Your hunch is correct: It’s not Donald
Trump. While in office, President Theodore Roosevelt wrote a letter on this
subject. For context, Roosevelt wrote in response to a published article about
a public health doctor who advised Americans to have smaller families.
The president wrote:
“There are countries which,
and people in all countries who, need to be warned against a rabbit-like
indifference to consequences in raising families. The ordinary American,
whether of the old native stock or the self-respecting son or daughter of
immigrants, needs no such warning. He or she needs to have impressed upon his
or her mind ... that it is a simple mathematical proposition that, where
the average family that has children at all has only three, the race at once
diminishes in numbers, and if the tendency is not checked will vanish
completely, - in other words, there will be race suicide.
Not only the healthiest,
but the highest relations in life are those of the man and the woman united on
a basis of full and mutually respecting partnership and wise companionship in
loving and permanent wedlock. If, through no fault of theirs, they have no
children they are entitled to our deepest sympathy. If they refuse to have
children sufficient in number to mean that the race goes forward and not back,
if they refuse to bring them up healthy in body and mind, then they are
criminals (underlining added).”
Roosevelt believed deeply in the
superiority of the white race. In a speech titled “On American Motherhood,” he
expressed fear that rising white American infertility and use birth of control would
mean that the white race not keep pace with the birth rate of ethnic minorities.

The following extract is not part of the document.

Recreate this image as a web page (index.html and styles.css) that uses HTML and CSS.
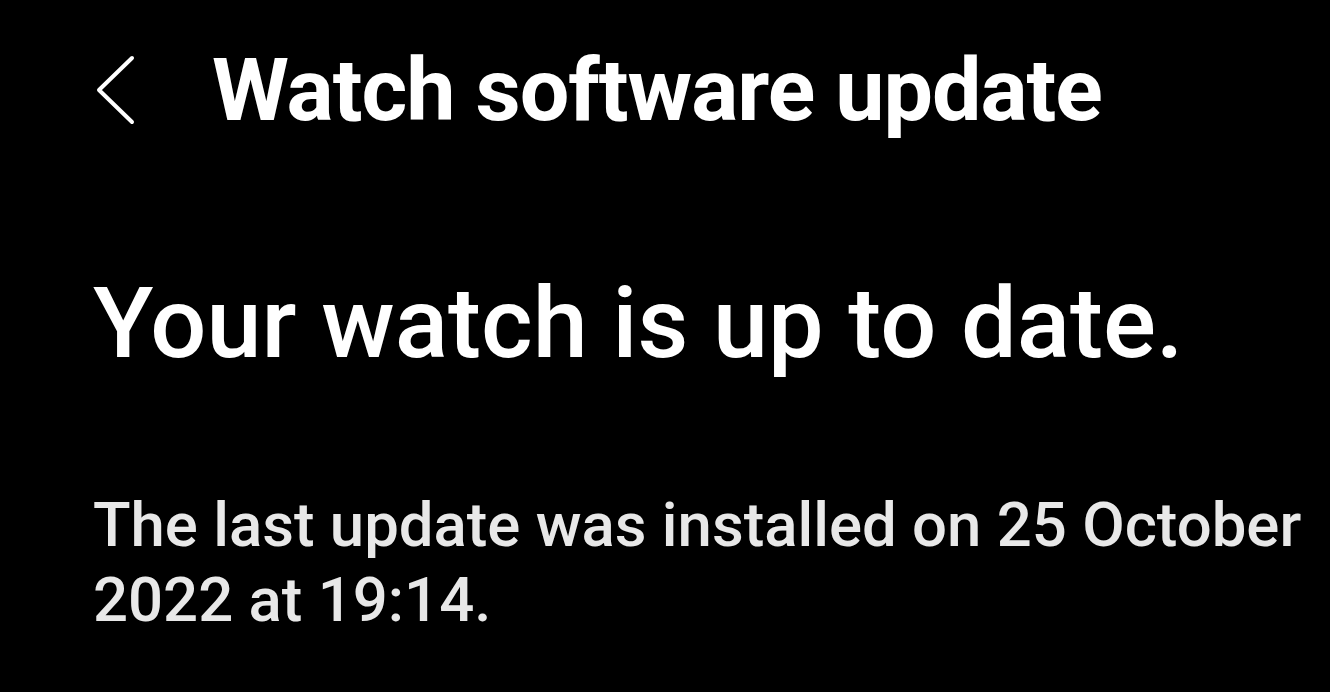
FILE: index.html
```html
<!DOCTYPE html>
<html>
<head>
    <title>Watch software update</title>
    <meta charset="UTF-8">
    <link rel="stylesheet" href="styles.css">
</head>
<body>
    <div class="screen">
        <div class="header">
            <button class="back" aria-label="Back">
                <svg width="40" height="70" viewBox="0 0 40 70">
                    <polyline points="36,3 3,35 36,67" fill="none" stroke="#ffffff" stroke-width="4" stroke-linecap="round" stroke-linejoin="round"/>
                </svg>
            </button>
            <h1 class="title">Watch software update</h1>
        </div>

        <h2 class="status">Your watch is up to date.</h2>

        <p class="details">The last update was installed on 25 October 2022 at 19:14.</p>
    </div>
</body>
</html>
```

FILE: styles.css
```css
body {
    margin: 0;
    background: #000000;
    color: #ffffff;
    font-family: Roboto, 'Noto Sans', sans-serif;
}
.screen {
    padding: 50px 0 0 93px;
}
.header {
    display: flex;
    align-items: center;
    gap: 76px;
}
.back {
    display: flex;
    padding: 0;
    margin-left: 3px;
    border: none;
    background: none;
}
.title {
    margin: 0;
    font-size: 88px;
    font-weight: 700;
    letter-spacing: -1px;
    line-height: 80px;
}
.status {
    margin: 143px 0 0;
    font-size: 99px;
    font-weight: 500;
    line-height: 100px;
}
.details {
    margin: 115px 0 0;
    max-width: 1230px;
    font-size: 61.7px;
    font-weight: 500;
    line-height: 75px;
    color: #e8e8e8;
}
```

Again, he used the term “race suicide.”
Some newspapers found this argument shocking
or offensive, and lampooned Roosevelt. The picture is from the Ohio State
Journal, where Roosevelt is seen congratulating former President Grover
Cleveland on the birth of a son—a son who was the offspring of an extra-marital
affair. Cleveland had his former lover/mother of his son committed to an insane
asylum. (My title, “Pop” Quiz, is a weak attempt at a pun directed at
Cleveland.)
Here is hoping that this brief moment
of looking back helps us think about the present and look to the future.